Thursday, April 09, 2009

Asking the Tough Questions....

Here at Sandwich Flats, we don't shy away from the controversial topics. Oh no. We take them on. Head first. Face to face. Toe to toe.
  That, my friends, is why I am not afraid to ask the following question:

 When you make a peanut butter and jelly sandwich, do you put the peanut butter on one slice of bread, and then the jelly(or jam, if you prefer, we don't judge here at the Flats) on the OTHER slice of bread, or do you add the jelly(or jam) on top of the peanut butter ?

7 comments:

c2 said...

Thank you for tackling this sensitive issue. I apply the jelly to the second piece of bread.

Avitable said...

The latter method is crazy! Who would do that?

Paticus said...

c2-I do what I can.

Avitable- Well...um...I do.

Avitable said...

There are so many things wrong with that approach, the main one being that you contaminate the knife so now, if you decide you want more jelly, you risk getting peanut butter in the jelly jar!

Paticus said...

Avitable- It doesn't contaminate the knife unless you're putting it on toast.

Julie Falatko said...

Toast? What does that have to do with it? Avitable's right, you're cockamamie slapdash jelly-on-top schmear contaminates the knife, whether you are spreading it on toast, bread, or a soggy sponge.

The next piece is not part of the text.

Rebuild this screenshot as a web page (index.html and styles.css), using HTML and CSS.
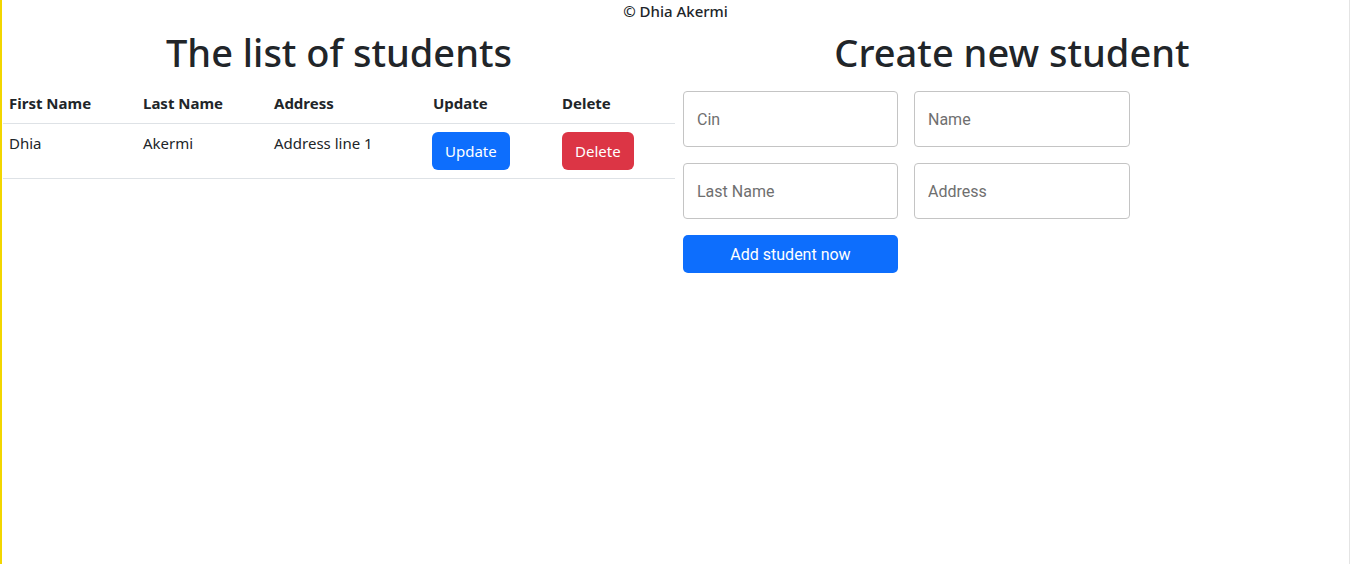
FILE: index.html
```html
<!DOCTYPE html>
<html lang="en">
<head>
    <meta charset="UTF-8">
    <meta name="viewport" content="width=device-width, initial-scale=1.0">
    <title>Students</title>
<link rel="stylesheet" href="styles.css">
</head>
<body>
    <div class="app">
        <div class="footer">© Dhia Akermi</div>
        <div class="main">
            <div class="list">
                <h1 class="title">The list of students</h1>
                <table class="table">
                    <thead>
                        <tr>
                            <th class="c1">First Name</th>
                            <th class="c2">Last Name</th>
                            <th class="c3">Address</th>
                            <th class="c4">Update</th>
                            <th class="c5">Delete</th>
                        </tr>
                    </thead>
                    <tbody>
                        <tr>
                            <td>Dhia</td>
                            <td>Akermi</td>
                            <td>Address line 1</td>
                            <td><button class="btn btn-blue">Update</button></td>
                            <td><button class="btn btn-red">Delete</button></td>
                        </tr>
                    </tbody>
                </table>
            </div>
            <div class="create">
                <h1 class="title">Create new student</h1>
                <div class="form">
                    <input type="text" class="field" placeholder="Cin">
                    <input type="text" class="field" placeholder="Name">
                    <input type="text" class="field" placeholder="Last Name">
                    <input type="text" class="field" placeholder="Address">
                    <button class="add">Add student now</button>
                </div>
            </div>
        </div>
    </div>
</body>
</html>
```

FILE: styles.css
```css
* {
    margin: 0;
    padding: 0;
    box-sizing: border-box;
}
body {
    background: white;
    font-family: "Noto Sans", "Open Sans", sans-serif;
    color: #212529;
    height: 100vh;
}
.app {
    height: 100vh;
    border-left: 2px solid #f2d600;
    border-right: 1px solid #e4e4e4;
}
.footer {
    text-align: center;
    font-size: 15px;
    font-weight: 500;
    line-height: 22px;
    height: 28px;
}
.main {
    display: flex;
}
.list {
    width: 673px;
    padding-left: 1px;
}
.create {
    flex: 1;
    padding-left: 8px;
}
.title {
    text-align: center;
    font-size: 38px;
    font-weight: 500;
    line-height: 48px;
    margin-bottom: 8px;
}
.create .title {
    padding-right: 8px;
}
.table {
    width: 100%;
    border-collapse: collapse;
    font-size: 15px;
}
.table th {
    text-align: left;
    font-weight: 700;
    padding: 8px 6px;
    line-height: 23px;
    border-bottom: 1px solid #dee2e6;
}
.table td {
    padding: 8px 6px;
    line-height: 23px;
    vertical-align: top;
    border-bottom: 1px solid #dee2e6;
}
.c1 { width: 134px; }
.c2 { width: 131px; }
.c3 { width: 159px; }
.c4 { width: 129px; }
.btn {
    font-family: inherit;
    font-size: 15px;
    line-height: 24px;
    padding: 7px 13px;
    border: none;
    border-radius: 6px;
    color: white;
}
.btn-blue {
    background: #0d6efd;
    margin-left: -1px;
}
.btn-red {
    background: #dc3545;
}
.form {
    display: grid;
    grid-template-columns: 215px 216px;
    gap: 16px;
    padding-top: 7px;
}
.field {
    height: 56px;
    border: 1px solid #c4c4c4;
    border-radius: 4px;
    padding: 0 13px;
    font-family: Roboto, sans-serif;
    font-size: 16px;
    color: #212529;
}
.field::placeholder {
    color: #6f6f6f;
}
.add {
    height: 38px;
    border: none;
    border-radius: 5px;
    background: #0d6efd;
    color: white;
    font-family: Roboto, sans-serif;
    font-size: 16px;
}
```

The right way is to apply peanut butter, and then thoroughly scrape off the pb bits on the knife by running it along the jar edge. And then use that nice clean knife to spread your jam on the other side. And then you scrape the jamminess off, assess the situation, and see if you need to add any more with your uncontaminated knife.

Paticus said...

Julie- Now hold on a minute. The reason that toast is a factor is that peanut butter heats up when put on toast, and therefore is gooier and more liquidesque,and at that point, it does contaminate the knife.
When I make a peanut butter and jelly sandwich, I do not contaminate the knife by putting the jelly on top of the peanut butter. it just does not happen.